* START ENTRIES SUPPLIED *

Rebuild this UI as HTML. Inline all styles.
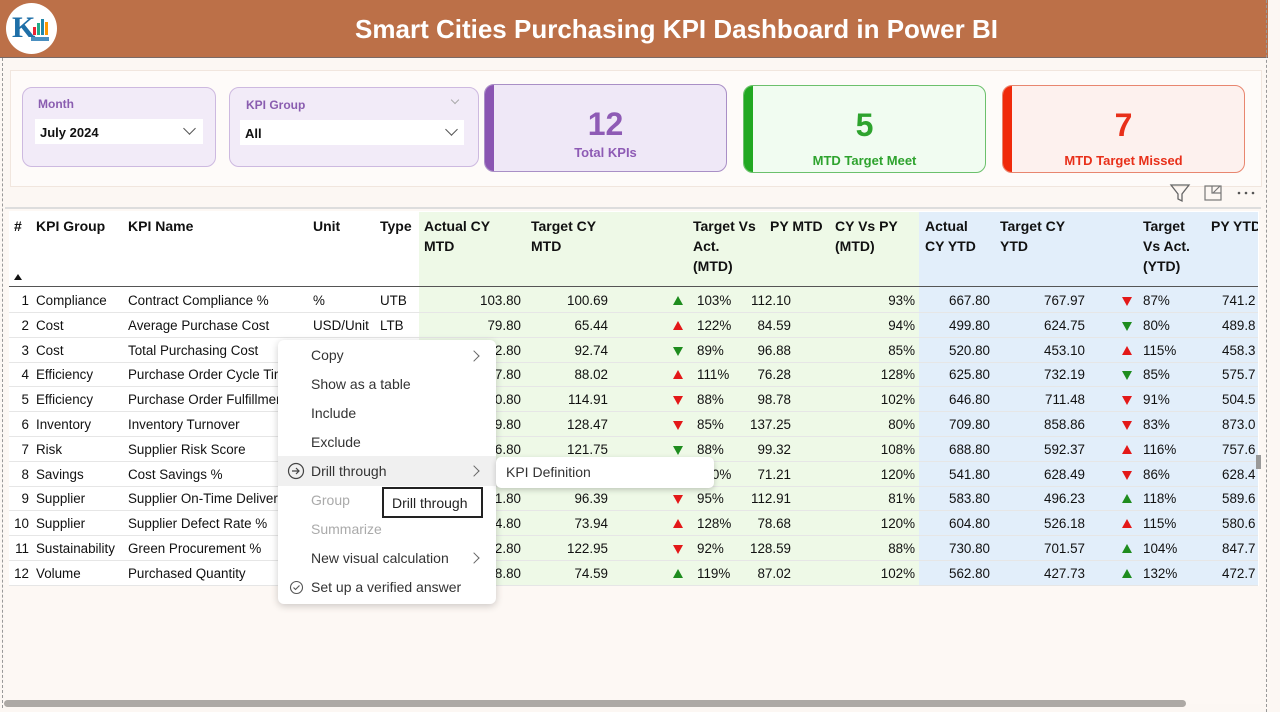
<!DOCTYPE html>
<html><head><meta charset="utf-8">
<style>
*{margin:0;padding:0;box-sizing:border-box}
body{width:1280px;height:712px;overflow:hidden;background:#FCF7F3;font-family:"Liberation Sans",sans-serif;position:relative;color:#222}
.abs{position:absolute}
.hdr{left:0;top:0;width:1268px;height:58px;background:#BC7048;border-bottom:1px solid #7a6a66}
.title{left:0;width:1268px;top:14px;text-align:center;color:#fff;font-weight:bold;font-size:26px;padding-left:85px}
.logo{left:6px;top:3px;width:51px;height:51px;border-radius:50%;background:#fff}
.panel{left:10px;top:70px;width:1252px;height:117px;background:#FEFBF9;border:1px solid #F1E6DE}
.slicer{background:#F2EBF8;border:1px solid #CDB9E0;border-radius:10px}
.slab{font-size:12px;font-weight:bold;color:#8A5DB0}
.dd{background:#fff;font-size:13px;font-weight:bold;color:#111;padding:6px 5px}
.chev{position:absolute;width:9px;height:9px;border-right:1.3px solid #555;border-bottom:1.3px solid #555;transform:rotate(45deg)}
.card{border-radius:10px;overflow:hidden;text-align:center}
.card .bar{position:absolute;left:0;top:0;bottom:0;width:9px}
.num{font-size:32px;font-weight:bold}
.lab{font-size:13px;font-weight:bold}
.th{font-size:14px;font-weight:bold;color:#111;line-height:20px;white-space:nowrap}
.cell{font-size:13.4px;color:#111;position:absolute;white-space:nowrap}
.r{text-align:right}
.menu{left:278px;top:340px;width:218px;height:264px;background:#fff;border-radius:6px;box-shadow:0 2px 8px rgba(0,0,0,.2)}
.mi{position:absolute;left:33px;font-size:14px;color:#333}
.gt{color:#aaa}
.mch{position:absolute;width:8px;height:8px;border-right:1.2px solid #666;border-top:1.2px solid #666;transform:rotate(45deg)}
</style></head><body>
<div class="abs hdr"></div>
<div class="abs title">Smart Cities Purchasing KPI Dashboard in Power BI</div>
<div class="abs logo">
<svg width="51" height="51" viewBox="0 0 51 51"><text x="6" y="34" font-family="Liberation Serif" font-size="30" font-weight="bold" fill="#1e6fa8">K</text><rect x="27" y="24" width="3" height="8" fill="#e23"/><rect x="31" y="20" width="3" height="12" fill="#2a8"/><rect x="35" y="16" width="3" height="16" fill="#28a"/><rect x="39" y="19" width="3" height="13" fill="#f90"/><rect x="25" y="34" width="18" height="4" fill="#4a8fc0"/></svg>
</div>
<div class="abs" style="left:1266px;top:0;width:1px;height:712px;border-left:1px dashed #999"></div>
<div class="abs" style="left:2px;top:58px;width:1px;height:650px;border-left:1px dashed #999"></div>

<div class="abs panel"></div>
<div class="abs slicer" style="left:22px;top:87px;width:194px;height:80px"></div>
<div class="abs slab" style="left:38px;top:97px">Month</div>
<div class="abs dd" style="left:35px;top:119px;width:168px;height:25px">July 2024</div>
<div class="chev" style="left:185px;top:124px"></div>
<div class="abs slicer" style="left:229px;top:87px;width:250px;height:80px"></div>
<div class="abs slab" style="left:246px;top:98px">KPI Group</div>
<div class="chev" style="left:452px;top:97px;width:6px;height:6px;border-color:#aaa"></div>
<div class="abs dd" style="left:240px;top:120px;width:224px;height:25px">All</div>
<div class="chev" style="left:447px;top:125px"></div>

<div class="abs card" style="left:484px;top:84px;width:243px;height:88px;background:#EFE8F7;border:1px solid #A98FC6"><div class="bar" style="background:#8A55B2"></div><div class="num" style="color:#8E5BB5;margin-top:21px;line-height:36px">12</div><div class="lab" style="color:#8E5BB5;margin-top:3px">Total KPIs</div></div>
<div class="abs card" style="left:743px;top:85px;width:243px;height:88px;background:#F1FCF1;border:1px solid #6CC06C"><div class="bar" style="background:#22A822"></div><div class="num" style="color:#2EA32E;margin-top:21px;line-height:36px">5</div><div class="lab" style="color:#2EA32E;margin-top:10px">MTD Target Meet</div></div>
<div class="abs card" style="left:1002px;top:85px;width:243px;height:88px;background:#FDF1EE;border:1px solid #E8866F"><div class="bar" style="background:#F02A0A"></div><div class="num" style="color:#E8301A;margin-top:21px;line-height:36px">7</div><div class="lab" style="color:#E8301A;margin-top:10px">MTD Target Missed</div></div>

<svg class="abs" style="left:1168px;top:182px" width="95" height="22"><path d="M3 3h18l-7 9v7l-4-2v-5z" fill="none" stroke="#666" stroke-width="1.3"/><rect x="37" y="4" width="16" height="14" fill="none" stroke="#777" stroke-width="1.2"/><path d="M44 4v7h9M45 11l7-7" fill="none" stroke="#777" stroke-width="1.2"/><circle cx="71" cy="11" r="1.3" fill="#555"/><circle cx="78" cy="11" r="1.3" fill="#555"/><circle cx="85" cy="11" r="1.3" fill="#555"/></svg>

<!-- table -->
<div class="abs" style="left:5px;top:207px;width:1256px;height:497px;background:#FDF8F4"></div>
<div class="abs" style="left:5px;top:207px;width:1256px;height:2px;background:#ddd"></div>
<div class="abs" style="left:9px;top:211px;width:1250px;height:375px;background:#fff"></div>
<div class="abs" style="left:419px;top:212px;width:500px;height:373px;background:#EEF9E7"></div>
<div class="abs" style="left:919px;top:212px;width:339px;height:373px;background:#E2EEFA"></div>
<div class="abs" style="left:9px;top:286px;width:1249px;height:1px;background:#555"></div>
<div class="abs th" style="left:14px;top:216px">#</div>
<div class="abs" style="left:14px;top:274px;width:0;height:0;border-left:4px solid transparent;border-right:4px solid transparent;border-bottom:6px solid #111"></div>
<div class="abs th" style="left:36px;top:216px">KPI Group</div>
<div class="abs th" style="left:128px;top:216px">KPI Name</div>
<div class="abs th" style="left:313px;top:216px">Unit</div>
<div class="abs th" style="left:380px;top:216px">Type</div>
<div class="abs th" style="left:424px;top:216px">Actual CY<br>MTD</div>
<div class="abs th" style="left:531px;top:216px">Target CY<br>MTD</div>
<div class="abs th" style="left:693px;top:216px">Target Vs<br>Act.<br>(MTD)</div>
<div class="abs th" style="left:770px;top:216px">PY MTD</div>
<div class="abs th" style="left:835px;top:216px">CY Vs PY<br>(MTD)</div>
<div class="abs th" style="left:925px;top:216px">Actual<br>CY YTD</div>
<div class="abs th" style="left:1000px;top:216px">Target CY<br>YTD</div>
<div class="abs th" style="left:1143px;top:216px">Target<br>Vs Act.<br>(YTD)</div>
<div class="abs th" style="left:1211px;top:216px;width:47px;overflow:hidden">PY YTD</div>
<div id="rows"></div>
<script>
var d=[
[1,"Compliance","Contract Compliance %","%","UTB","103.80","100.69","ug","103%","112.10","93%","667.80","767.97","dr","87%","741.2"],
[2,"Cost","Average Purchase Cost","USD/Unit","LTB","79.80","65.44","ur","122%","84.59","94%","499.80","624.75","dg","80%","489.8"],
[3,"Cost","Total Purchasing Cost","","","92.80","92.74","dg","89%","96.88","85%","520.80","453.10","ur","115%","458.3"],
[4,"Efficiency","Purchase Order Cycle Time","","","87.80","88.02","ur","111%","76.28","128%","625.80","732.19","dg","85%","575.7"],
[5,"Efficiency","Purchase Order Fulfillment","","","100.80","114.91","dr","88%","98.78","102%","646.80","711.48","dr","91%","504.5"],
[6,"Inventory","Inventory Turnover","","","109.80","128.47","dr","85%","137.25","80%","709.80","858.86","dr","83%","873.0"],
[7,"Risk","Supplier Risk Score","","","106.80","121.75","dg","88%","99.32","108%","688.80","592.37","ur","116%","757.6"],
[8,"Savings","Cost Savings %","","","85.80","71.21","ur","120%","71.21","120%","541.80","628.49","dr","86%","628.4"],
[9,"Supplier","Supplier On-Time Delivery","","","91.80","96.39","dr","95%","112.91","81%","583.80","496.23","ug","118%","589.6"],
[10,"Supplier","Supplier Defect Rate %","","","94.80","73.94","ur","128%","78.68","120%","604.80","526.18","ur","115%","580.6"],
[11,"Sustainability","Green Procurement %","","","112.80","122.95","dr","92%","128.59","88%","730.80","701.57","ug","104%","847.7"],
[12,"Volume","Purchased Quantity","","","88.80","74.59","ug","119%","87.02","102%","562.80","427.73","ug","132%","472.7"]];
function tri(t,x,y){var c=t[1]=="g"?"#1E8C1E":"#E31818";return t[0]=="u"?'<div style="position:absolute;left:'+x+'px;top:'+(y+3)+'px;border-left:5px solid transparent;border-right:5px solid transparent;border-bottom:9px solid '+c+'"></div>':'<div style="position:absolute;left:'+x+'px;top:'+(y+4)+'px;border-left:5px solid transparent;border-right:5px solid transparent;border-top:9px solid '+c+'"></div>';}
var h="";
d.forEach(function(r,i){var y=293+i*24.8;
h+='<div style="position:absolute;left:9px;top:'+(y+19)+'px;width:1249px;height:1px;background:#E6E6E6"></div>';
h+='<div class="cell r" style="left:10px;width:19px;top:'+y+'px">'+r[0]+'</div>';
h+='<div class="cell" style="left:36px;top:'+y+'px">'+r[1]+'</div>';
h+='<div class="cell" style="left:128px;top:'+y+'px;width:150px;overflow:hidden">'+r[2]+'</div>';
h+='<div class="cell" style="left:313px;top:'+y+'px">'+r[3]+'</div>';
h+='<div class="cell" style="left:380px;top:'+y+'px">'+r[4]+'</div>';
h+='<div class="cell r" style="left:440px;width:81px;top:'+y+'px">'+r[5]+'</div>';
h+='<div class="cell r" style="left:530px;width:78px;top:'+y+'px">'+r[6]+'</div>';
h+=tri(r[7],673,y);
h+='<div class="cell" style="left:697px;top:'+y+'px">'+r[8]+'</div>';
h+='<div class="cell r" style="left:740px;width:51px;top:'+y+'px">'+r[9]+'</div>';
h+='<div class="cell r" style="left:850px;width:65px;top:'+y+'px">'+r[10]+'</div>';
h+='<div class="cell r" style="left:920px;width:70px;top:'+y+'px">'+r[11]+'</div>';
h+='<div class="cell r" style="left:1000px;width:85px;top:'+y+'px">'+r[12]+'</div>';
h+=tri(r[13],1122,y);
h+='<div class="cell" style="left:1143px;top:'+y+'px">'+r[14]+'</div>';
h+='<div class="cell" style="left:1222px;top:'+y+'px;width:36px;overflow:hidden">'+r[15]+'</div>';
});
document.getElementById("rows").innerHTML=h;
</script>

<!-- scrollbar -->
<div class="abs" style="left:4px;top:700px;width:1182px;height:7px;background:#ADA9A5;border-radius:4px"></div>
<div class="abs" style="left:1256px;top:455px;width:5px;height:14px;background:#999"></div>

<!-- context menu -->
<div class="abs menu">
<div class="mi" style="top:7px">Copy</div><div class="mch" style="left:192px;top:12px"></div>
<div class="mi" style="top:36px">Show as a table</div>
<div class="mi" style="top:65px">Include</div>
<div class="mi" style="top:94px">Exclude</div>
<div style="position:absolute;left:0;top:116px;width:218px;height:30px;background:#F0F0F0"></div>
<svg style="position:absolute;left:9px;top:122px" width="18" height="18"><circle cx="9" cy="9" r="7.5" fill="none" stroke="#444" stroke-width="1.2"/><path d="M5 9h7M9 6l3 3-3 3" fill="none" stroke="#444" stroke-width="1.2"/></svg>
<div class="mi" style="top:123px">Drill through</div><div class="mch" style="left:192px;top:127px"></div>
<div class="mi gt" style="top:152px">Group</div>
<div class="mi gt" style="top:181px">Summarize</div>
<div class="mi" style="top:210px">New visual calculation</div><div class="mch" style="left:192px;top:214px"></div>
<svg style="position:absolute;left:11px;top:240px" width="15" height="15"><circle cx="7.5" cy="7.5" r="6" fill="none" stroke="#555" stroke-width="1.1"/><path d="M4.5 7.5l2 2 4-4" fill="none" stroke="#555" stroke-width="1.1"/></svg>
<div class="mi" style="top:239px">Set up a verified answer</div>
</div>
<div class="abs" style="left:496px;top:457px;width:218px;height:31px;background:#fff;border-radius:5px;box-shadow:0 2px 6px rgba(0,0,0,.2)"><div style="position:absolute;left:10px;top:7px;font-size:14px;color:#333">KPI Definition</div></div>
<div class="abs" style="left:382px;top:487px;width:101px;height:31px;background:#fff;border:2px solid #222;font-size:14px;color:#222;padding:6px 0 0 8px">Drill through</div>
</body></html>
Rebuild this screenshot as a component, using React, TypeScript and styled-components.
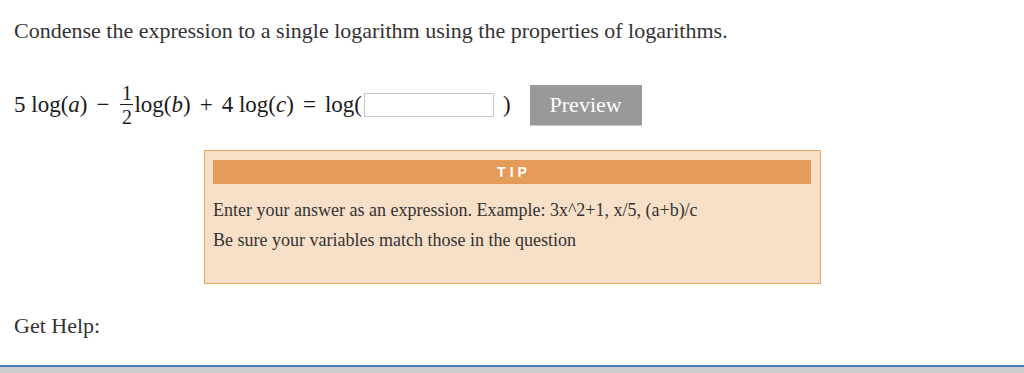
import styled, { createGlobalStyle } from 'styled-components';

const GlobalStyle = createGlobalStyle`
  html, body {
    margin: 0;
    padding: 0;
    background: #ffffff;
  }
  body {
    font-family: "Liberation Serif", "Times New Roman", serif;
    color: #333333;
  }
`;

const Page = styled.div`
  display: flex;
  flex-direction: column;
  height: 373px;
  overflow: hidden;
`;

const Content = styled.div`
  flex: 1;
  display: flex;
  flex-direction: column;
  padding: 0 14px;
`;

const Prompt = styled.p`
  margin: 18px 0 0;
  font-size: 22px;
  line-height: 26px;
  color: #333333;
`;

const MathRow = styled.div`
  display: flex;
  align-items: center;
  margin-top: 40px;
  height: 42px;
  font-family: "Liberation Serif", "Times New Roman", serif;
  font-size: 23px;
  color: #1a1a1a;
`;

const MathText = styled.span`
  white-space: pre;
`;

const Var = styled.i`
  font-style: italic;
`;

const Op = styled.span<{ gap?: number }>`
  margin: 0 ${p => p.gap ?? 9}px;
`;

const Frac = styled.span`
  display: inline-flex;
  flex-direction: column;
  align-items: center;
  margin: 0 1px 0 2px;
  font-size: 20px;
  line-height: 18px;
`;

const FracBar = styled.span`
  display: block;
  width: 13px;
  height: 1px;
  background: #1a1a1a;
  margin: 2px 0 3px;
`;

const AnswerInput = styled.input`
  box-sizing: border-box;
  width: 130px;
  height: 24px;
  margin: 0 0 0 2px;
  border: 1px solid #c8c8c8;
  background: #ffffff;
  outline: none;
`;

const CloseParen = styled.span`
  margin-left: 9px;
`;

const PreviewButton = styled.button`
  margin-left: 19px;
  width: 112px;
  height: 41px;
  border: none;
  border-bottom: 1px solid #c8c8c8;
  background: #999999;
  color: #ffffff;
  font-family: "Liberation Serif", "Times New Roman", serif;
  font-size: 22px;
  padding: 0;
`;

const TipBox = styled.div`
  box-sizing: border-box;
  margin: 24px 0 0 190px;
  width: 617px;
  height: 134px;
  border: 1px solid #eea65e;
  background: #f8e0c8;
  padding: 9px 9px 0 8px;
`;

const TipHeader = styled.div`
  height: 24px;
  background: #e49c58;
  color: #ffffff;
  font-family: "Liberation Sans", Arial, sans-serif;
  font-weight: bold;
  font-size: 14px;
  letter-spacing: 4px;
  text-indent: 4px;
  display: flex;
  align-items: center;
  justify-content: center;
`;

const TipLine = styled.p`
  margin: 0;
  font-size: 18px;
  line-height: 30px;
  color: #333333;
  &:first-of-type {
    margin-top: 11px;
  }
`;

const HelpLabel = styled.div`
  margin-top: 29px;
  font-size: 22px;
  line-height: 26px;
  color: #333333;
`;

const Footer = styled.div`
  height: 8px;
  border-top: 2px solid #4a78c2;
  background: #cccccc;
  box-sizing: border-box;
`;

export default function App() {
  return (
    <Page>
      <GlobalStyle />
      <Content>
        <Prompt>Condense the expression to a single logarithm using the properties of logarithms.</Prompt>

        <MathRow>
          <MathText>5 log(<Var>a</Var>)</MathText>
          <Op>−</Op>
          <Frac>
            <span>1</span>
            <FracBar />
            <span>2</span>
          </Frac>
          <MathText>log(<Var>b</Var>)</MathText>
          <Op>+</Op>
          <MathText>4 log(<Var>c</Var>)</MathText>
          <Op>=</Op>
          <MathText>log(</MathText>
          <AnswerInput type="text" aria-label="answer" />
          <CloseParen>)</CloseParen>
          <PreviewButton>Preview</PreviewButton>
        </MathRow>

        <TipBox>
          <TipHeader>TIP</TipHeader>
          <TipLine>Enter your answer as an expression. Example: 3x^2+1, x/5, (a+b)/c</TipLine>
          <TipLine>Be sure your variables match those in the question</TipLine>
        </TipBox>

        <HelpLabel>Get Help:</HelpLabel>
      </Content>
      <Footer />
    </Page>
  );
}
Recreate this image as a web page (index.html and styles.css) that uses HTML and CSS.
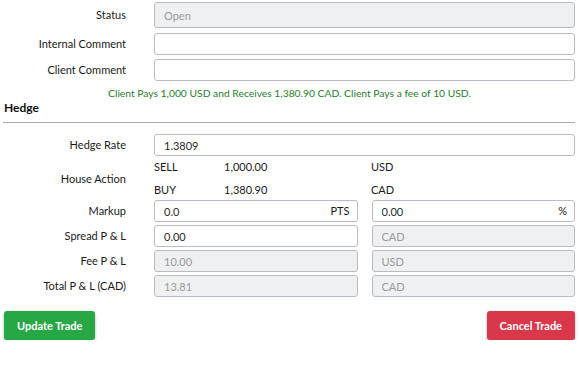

* END ENTRIES SUPPLIED *

Find every line with "styles" in the listing and state how many there are, nothing else.

TASK RESPONSE: 2